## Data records
----
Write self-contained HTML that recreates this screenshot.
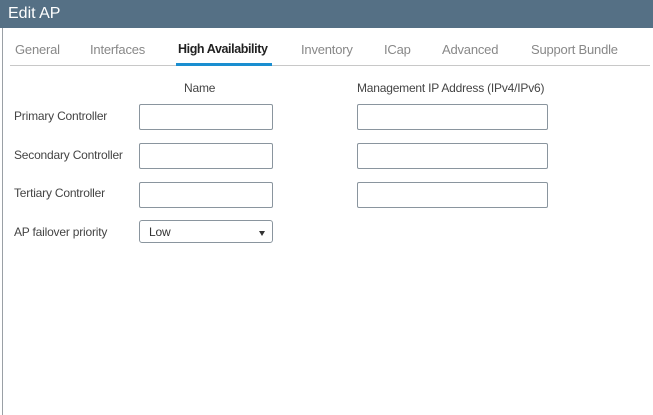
<!DOCTYPE html>
<html><head><style>
body{margin:0;width:653px;height:415px;background:#fff;font-family:"Liberation Sans",sans-serif;position:relative;overflow:hidden}
.hd{position:absolute;left:0;top:0;width:653px;height:28px;background:#557085;color:#fff;font-size:16px;line-height:28px}
.hd span{position:absolute;left:8px;top:0}
.lb{position:absolute;left:2px;top:28px;width:1px;height:387px;background:#9aa0a6}
.t{position:absolute;top:42px;font-size:13px;color:#888;letter-spacing:-0.2px}
.ln{position:absolute;left:10px;top:65px;width:640px;height:1px;background:#c8c8c8}
.ul{position:absolute;left:176px;top:63px;width:96px;height:3px;background:#1a8ed0}
.l{position:absolute;font-size:12px;color:#444;letter-spacing:-0.2px}
.i{position:absolute;box-sizing:border-box;border:1px solid #8a959e;border-radius:2px;height:26px;background:#fff}
</style></head><body>
<div class="hd"><span>Edit AP</span></div>
<div class="lb"></div>
<div class="t" style="left:15px">General</div>
<div class="t" style="left:90px">Interfaces</div>
<div class="t" style="left:178px;color:#222;font-weight:bold;font-size:12.5px;letter-spacing:-0.4px;top:42px">High Availability</div>
<div class="t" style="left:301px">Inventory</div>
<div class="t" style="left:384px">ICap</div>
<div class="t" style="left:442px">Advanced</div>
<div class="t" style="left:531px">Support Bundle</div>
<div class="ln"></div><div class="ul"></div>
<div class="l" style="left:184px;top:81px">Name</div>
<div class="l" style="left:357px;top:81px">Management IP Address (IPv4/IPv6)</div>
<div class="l" style="left:14px;top:109px">Primary Controller</div>
<div class="l" style="left:14px;top:148px">Secondary Controller</div>
<div class="l" style="left:14px;top:186px">Tertiary Controller</div>
<div class="l" style="left:14px;top:225px">AP failover priority</div>
<div class="i" style="left:139px;top:104px;width:134px"></div>
<div class="i" style="left:139px;top:143px;width:134px"></div>
<div class="i" style="left:139px;top:182px;width:134px"></div>
<div class="i" style="left:357px;top:104px;width:191px"></div>
<div class="i" style="left:357px;top:143px;width:191px"></div>
<div class="i" style="left:357px;top:182px;width:191px"></div>
<div class="i" style="left:139px;top:220px;width:134px;height:23px;border-radius:3px"></div>
<div class="l" style="left:149px;top:225px;color:#333">Low</div>
<div style="position:absolute;left:259px;top:231px;width:0;height:0;border-left:3px solid transparent;border-right:3px solid transparent;border-top:5px solid #333"></div>
</body></html>
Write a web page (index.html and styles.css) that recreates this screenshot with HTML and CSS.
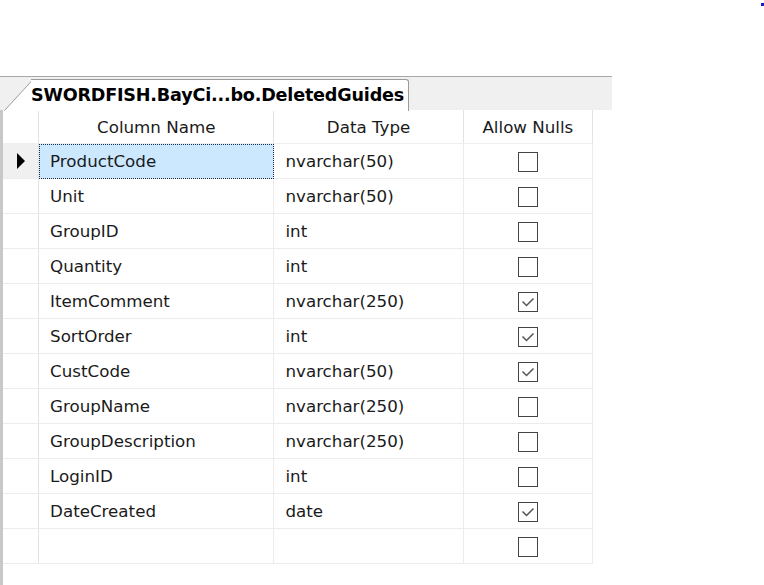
FILE: index.html
```html
<!DOCTYPE html>
<html>
<head>
<meta charset="utf-8">
<link rel="stylesheet" href="styles.css">
</head>
<body>
<div class="dot"></div>
<div class="designer">
  <div class="strip">
    <div class="tab">
      <svg class="tab-slant" width="34" height="33" viewBox="0 0 34 33"><polygon points="0,33 29,1 34,1 34,33" fill="#fff"/><polyline points="0.5,32.5 29,1.5 34,1.5" fill="none" stroke="#9a9a9a" stroke-width="1"/></svg>
      <div class="tab-body">SWORDFISH.BayCi...bo.DeletedGuides</div>
    </div>
  </div>
  <table class="grid">
    <colgroup><col class="c0"><col class="c1"><col class="c2"><col class="c3"></colgroup>
    <thead>
      <tr><th class="rh"></th><th>Column Name</th><th>Data Type</th><th>Allow Nulls</th></tr>
    </thead>
    <tbody>
      <tr class="sel"><td class="rh"><span class="arrow"></span></td><td class="name">ProductCode</td><td>nvarchar(50)</td><td class="chk"><span class="box"></span></td></tr>
      <tr><td class="rh"></td><td>Unit</td><td>nvarchar(50)</td><td class="chk"><span class="box"></span></td></tr>
      <tr><td class="rh"></td><td>GroupID</td><td>int</td><td class="chk"><span class="box"></span></td></tr>
      <tr><td class="rh"></td><td>Quantity</td><td>int</td><td class="chk"><span class="box"></span></td></tr>
      <tr><td class="rh"></td><td>ItemComment</td><td>nvarchar(250)</td><td class="chk"><span class="box on"><svg viewBox="0 0 18 18" width="18" height="18"><polyline points="3.5,8.5 7.5,12.5 14.5,5.5" fill="none" stroke="#555" stroke-width="1.5"/></svg></span></td></tr>
      <tr><td class="rh"></td><td>SortOrder</td><td>int</td><td class="chk"><span class="box on"><svg viewBox="0 0 18 18" width="18" height="18"><polyline points="3.5,8.5 7.5,12.5 14.5,5.5" fill="none" stroke="#555" stroke-width="1.5"/></svg></span></td></tr>
      <tr><td class="rh"></td><td>CustCode</td><td>nvarchar(50)</td><td class="chk"><span class="box on"><svg viewBox="0 0 18 18" width="18" height="18"><polyline points="3.5,8.5 7.5,12.5 14.5,5.5" fill="none" stroke="#555" stroke-width="1.5"/></svg></span></td></tr>
      <tr><td class="rh"></td><td>GroupName</td><td>nvarchar(250)</td><td class="chk"><span class="box"></span></td></tr>
      <tr><td class="rh"></td><td>GroupDescription</td><td>nvarchar(250)</td><td class="chk"><span class="box"></span></td></tr>
      <tr><td class="rh"></td><td>LoginID</td><td>int</td><td class="chk"><span class="box"></span></td></tr>
      <tr><td class="rh"></td><td>DateCreated</td><td>date</td><td class="chk"><span class="box on"><svg viewBox="0 0 18 18" width="18" height="18"><polyline points="3.5,8.5 7.5,12.5 14.5,5.5" fill="none" stroke="#555" stroke-width="1.5"/></svg></span></td></tr>
      <tr><td class="rh"></td><td></td><td></td><td class="chk"><span class="box"></span></td></tr>
    </tbody>
  </table>
  <div class="rest"></div>
</div>
</body>
</html>
```
FILE: styles.css
```css
html, body {
  margin: 0;
  padding: 0;
  background: #fff;
}
body {
  font-family: "DejaVu Sans", Verdana, sans-serif;
  color: #1a1a1a;
  height: 585px;
  overflow: hidden;
  position: relative;
}
.dot {
  position: absolute;
  left: 761px;
  top: 3px;
  width: 3px;
  height: 3px;
  background: #1a1acc;
}
.designer {
  padding-top: 76px;
}
.strip {
  width: 608px;
  height: 33px;
  background: #f0f0f0;
  border-top: 1px solid #a8a8a8;
  display: flex;
  align-items: flex-end;
  padding-left: 4px;
}
.tab {
  display: flex;
  align-items: flex-end;
  height: 33px;
  margin-bottom: -1px;
}
.tab-slant {
  display: block;
}
.tab-body {
  height: 31px;
  background: #fff;
  border-top: 1px solid #9a9a9a;
  border-right: 1px solid #9a9a9a;
  border-top-right-radius: 3px;
  font-weight: bold;
  font-size: 17.6px;
  line-height: 31px;
  padding: 0 4px 0 0;
  margin-left: -7px;
  letter-spacing: -0.2px;
  color: #000;
}
.grid {
  border-collapse: collapse;
  table-layout: fixed;
  width: 593px;
  border-left: 3px solid #c8c8c8;
  font-size: 16.7px;
}
.c0 { width: 37px; }
.c1 { width: 235px; }
.c2 { width: 189px; }
.c3 { width: 129px; }
.grid th {
  height: 33px;
  padding: 0;
  font-weight: normal;
  text-align: center;
  color: #1a1a1a;
  border-right: 1px solid #e3e3e3;
  border-bottom: 1px solid #efefef;
  background: #fff;
}
.grid td {
  height: 34px;
  padding: 0 0 0 11px;
  border-right: 1px solid #ececec;
  border-bottom: 1px solid #ececec;
  white-space: nowrap;
}
.grid td.rh {
  padding: 0;
  border-right: 1px solid #e3e3e3;
}
.grid th.rh {
  border-right: 1px solid #e3e3e3;
}
.sel td.rh {
  background: #f0f0f0;
}
.arrow {
  display: block;
  width: 0;
  height: 0;
  margin-left: 14px;
  border-top: 8px solid transparent;
  border-bottom: 8px solid transparent;
  border-left: 8px solid #000;
}
.sel td.name {
  background: #cce8ff;
  outline: 1px dotted #1a2a50;
  outline-offset: -1px;
}
.grid td.chk {
  padding: 0;
  text-align: center;
}
.box {
  display: inline-block;
  width: 18px;
  height: 18px;
  border: 1px solid #444;
  vertical-align: middle;
  background: #fff;
}
.box svg {
  display: block;
}
.rest {
  height: 40px;
  border-left: 3px solid #c8c8c8;
}
```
----
## Exercise brief
Note every line above where the string "screenshot" shows up, and copy those lines.

## In response
Write self-contained HTML that recreates this screenshot.
Write a web page (index.html and styles.css) that recreates this screenshot with HTML and CSS.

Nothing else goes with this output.